— Start of Data excerpt —

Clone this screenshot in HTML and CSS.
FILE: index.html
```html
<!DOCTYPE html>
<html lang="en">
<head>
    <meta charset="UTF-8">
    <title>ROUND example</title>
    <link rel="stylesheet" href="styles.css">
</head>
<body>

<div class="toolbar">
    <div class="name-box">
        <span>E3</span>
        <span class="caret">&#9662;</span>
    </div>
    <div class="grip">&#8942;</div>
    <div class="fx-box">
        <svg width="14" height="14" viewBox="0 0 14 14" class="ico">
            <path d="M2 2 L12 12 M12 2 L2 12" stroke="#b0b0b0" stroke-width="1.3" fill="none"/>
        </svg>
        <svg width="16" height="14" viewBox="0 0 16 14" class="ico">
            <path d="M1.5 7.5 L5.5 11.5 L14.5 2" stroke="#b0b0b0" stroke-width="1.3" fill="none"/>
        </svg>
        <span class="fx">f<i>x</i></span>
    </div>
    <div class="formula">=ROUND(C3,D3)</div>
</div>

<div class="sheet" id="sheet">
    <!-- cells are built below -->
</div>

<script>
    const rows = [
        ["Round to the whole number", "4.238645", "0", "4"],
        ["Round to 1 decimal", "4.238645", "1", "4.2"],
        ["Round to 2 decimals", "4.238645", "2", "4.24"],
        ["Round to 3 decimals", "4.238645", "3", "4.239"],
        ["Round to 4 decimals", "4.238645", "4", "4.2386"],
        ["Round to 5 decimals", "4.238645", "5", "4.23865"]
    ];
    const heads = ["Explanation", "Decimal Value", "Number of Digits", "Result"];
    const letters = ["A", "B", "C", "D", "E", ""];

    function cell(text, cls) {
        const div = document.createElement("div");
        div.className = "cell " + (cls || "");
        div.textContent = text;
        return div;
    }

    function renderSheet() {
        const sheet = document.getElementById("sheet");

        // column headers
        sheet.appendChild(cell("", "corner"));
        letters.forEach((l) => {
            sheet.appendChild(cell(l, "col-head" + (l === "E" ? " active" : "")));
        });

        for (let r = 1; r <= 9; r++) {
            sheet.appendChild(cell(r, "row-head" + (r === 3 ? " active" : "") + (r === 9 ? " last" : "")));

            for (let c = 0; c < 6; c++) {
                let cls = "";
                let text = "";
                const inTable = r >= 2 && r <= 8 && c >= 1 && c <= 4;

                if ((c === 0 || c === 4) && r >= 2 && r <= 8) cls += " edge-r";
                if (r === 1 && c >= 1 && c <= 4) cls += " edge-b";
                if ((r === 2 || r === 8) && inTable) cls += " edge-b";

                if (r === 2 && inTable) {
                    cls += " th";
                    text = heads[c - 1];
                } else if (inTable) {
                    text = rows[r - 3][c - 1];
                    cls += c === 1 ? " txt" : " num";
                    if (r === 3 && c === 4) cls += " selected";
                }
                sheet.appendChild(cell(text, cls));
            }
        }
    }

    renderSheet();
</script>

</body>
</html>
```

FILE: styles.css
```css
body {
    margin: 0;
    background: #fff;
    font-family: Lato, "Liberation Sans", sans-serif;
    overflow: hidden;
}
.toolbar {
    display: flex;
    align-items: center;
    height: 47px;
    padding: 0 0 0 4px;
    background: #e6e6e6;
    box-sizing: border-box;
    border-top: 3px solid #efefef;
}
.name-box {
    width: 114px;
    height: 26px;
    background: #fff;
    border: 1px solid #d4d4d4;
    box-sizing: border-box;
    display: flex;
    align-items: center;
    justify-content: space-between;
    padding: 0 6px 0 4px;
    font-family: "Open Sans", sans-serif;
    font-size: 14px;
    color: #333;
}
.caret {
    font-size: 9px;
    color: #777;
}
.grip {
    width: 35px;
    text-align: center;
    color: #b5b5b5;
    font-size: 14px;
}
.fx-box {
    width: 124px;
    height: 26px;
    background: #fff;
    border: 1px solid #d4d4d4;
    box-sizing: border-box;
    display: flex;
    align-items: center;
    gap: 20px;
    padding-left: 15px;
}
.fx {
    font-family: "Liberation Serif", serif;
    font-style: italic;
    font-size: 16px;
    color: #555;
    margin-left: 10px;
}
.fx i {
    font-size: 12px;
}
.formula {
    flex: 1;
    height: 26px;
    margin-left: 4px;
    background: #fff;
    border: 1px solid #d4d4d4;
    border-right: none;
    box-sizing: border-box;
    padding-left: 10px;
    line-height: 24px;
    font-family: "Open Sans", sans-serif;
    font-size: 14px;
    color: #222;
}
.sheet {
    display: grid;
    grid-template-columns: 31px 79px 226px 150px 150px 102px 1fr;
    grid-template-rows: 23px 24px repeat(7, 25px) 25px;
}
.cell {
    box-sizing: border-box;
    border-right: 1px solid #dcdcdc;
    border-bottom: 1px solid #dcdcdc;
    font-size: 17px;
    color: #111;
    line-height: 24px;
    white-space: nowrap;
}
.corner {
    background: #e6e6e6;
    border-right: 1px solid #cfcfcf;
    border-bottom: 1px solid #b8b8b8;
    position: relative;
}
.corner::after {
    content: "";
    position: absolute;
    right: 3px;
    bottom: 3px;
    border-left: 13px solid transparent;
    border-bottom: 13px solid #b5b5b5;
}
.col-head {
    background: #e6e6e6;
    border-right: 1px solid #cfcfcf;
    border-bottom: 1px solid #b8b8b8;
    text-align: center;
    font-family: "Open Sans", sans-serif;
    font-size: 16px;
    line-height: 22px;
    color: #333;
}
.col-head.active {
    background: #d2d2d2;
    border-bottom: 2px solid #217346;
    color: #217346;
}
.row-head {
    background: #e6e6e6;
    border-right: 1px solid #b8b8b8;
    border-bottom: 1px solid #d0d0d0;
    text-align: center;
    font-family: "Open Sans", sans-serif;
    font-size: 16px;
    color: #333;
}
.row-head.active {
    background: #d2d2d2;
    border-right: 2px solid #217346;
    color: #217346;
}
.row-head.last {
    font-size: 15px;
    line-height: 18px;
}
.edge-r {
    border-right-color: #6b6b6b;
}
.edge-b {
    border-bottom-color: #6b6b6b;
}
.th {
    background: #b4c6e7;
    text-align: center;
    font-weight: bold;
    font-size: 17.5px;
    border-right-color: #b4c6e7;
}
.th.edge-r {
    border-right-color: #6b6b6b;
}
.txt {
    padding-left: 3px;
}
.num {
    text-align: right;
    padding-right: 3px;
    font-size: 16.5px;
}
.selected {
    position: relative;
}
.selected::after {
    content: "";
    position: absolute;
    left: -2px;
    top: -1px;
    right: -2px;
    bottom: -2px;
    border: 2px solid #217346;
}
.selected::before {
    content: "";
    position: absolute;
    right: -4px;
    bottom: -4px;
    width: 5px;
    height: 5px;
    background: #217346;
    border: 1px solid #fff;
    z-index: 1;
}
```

— End of Data excerpt —

## [Direction]
Write out the listing once more, matching it exactly.

## [Written reply]
Clone this screenshot in HTML and CSS.
FILE: index.html
```html
<!DOCTYPE html>
<html lang="en">
<head>
    <meta charset="UTF-8">
    <title>ROUND example</title>
    <link rel="stylesheet" href="styles.css">
</head>
<body>

<div class="toolbar">
    <div class="name-box">
        <span>E3</span>
        <span class="caret">&#9662;</span>
    </div>
    <div class="grip">&#8942;</div>
    <div class="fx-box">
        <svg width="14" height="14" viewBox="0 0 14 14" class="ico">
            <path d="M2 2 L12 12 M12 2 L2 12" stroke="#b0b0b0" stroke-width="1.3" fill="none"/>
        </svg>
        <svg width="16" height="14" viewBox="0 0 16 14" class="ico">
            <path d="M1.5 7.5 L5.5 11.5 L14.5 2" stroke="#b0b0b0" stroke-width="1.3" fill="none"/>
        </svg>
        <span class="fx">f<i>x</i></span>
    </div>
    <div class="formula">=ROUND(C3,D3)</div>
</div>

<div class="sheet" id="sheet">
    <!-- cells are built below -->
</div>

<script>
    const rows = [
        ["Round to the whole number", "4.238645", "0", "4"],
        ["Round to 1 decimal", "4.238645", "1", "4.2"],
        ["Round to 2 decimals", "4.238645", "2", "4.24"],
        ["Round to 3 decimals", "4.238645", "3", "4.239"],
        ["Round to 4 decimals", "4.238645", "4", "4.2386"],
        ["Round to 5 decimals", "4.238645", "5", "4.23865"]
    ];
    const heads = ["Explanation", "Decimal Value", "Number of Digits", "Result"];
    const letters = ["A", "B", "C", "D", "E", ""];

    function cell(text, cls) {
        const div = document.createElement("div");
        div.className = "cell " + (cls || "");
        div.textContent = text;
        return div;
    }

    function renderSheet() {
        const sheet = document.getElementById("sheet");

        // column headers
        sheet.appendChild(cell("", "corner"));
        letters.forEach((l) => {
            sheet.appendChild(cell(l, "col-head" + (l === "E" ? " active" : "")));
        });

        for (let r = 1; r <= 9; r++) {
            sheet.appendChild(cell(r, "row-head" + (r === 3 ? " active" : "") + (r === 9 ? " last" : "")));

            for (let c = 0; c < 6; c++) {
                let cls = "";
                let text = "";
                const inTable = r >= 2 && r <= 8 && c >= 1 && c <= 4;

                if ((c === 0 || c === 4) && r >= 2 && r <= 8) cls += " edge-r";
                if (r === 1 && c >= 1 && c <= 4) cls += " edge-b";
                if ((r === 2 || r === 8) && inTable) cls += " edge-b";

                if (r === 2 && inTable) {
                    cls += " th";
                    text = heads[c - 1];
                } else if (inTable) {
                    text = rows[r - 3][c - 1];
                    cls += c === 1 ? " txt" : " num";
                    if (r === 3 && c === 4) cls += " selected";
                }
                sheet.appendChild(cell(text, cls));
            }
        }
    }

    renderSheet();
</script>

</body>
</html>
```

FILE: styles.css
```css
body {
    margin: 0;
    background: #fff;
    font-family: Lato, "Liberation Sans", sans-serif;
    overflow: hidden;
}
.toolbar {
    display: flex;
    align-items: center;
    height: 47px;
    padding: 0 0 0 4px;
    background: #e6e6e6;
    box-sizing: border-box;
    border-top: 3px solid #efefef;
}
.name-box {
    width: 114px;
    height: 26px;
    background: #fff;
    border: 1px solid #d4d4d4;
    box-sizing: border-box;
    display: flex;
    align-items: center;
    justify-content: space-between;
    padding: 0 6px 0 4px;
    font-family: "Open Sans", sans-serif;
    font-size: 14px;
    color: #333;
}
.caret {
    font-size: 9px;
    color: #777;
}
.grip {
    width: 35px;
    text-align: center;
    color: #b5b5b5;
    font-size: 14px;
}
.fx-box {
    width: 124px;
    height: 26px;
    background: #fff;
    border: 1px solid #d4d4d4;
    box-sizing: border-box;
    display: flex;
    align-items: center;
    gap: 20px;
    padding-left: 15px;
}
.fx {
    font-family: "Liberation Serif", serif;
    font-style: italic;
    font-size: 16px;
    color: #555;
    margin-left: 10px;
}
.fx i {
    font-size: 12px;
}
.formula {
    flex: 1;
    height: 26px;
    margin-left: 4px;
    background: #fff;
    border: 1px solid #d4d4d4;
    border-right: none;
    box-sizing: border-box;
    padding-left: 10px;
    line-height: 24px;
    font-family: "Open Sans", sans-serif;
    font-size: 14px;
    color: #222;
}
.sheet {
    display: grid;
    grid-template-columns: 31px 79px 226px 150px 150px 102px 1fr;
    grid-template-rows: 23px 24px repeat(7, 25px) 25px;
}
.cell {
    box-sizing: border-box;
    border-right: 1px solid #dcdcdc;
    border-bottom: 1px solid #dcdcdc;
    font-size: 17px;
    color: #111;
    line-height: 24px;
    white-space: nowrap;
}
.corner {
    background: #e6e6e6;
    border-right: 1px solid #cfcfcf;
    border-bottom: 1px solid #b8b8b8;
    position: relative;
}
.corner::after {
    content: "";
    position: absolute;
    right: 3px;
    bottom: 3px;
    border-left: 13px solid transparent;
    border-bottom: 13px solid #b5b5b5;
}
.col-head {
    background: #e6e6e6;
    border-right: 1px solid #cfcfcf;
    border-bottom: 1px solid #b8b8b8;
    text-align: center;
    font-family: "Open Sans", sans-serif;
    font-size: 16px;
    line-height: 22px;
    color: #333;
}
.col-head.active {
    background: #d2d2d2;
    border-bottom: 2px solid #217346;
    color: #217346;
}
.row-head {
    background: #e6e6e6;
    border-right: 1px solid #b8b8b8;
    border-bottom: 1px solid #d0d0d0;
    text-align: center;
    font-family: "Open Sans", sans-serif;
    font-size: 16px;
    color: #333;
}
.row-head.active {
    background: #d2d2d2;
    border-right: 2px solid #217346;
    color: #217346;
}
.row-head.last {
    font-size: 15px;
    line-height: 18px;
}
.edge-r {
    border-right-color: #6b6b6b;
}
.edge-b {
    border-bottom-color: #6b6b6b;
}
.th {
    background: #b4c6e7;
    text-align: center;
    font-weight: bold;
    font-size: 17.5px;
    border-right-color: #b4c6e7;
}
.th.edge-r {
    border-right-color: #6b6b6b;
}
.txt {
    padding-left: 3px;
}
.num {
    text-align: right;
    padding-right: 3px;
    font-size: 16.5px;
}
.selected {
    position: relative;
}
.selected::after {
    content: "";
    position: absolute;
    left: -2px;
    top: -1px;
    right: -2px;
    bottom: -2px;
    border: 2px solid #217346;
}
.selected::before {
    content: "";
    position: absolute;
    right: -4px;
    bottom: -4px;
    width: 5px;
    height: 5px;
    background: #217346;
    border: 1px solid #fff;
    z-index: 1;
}
```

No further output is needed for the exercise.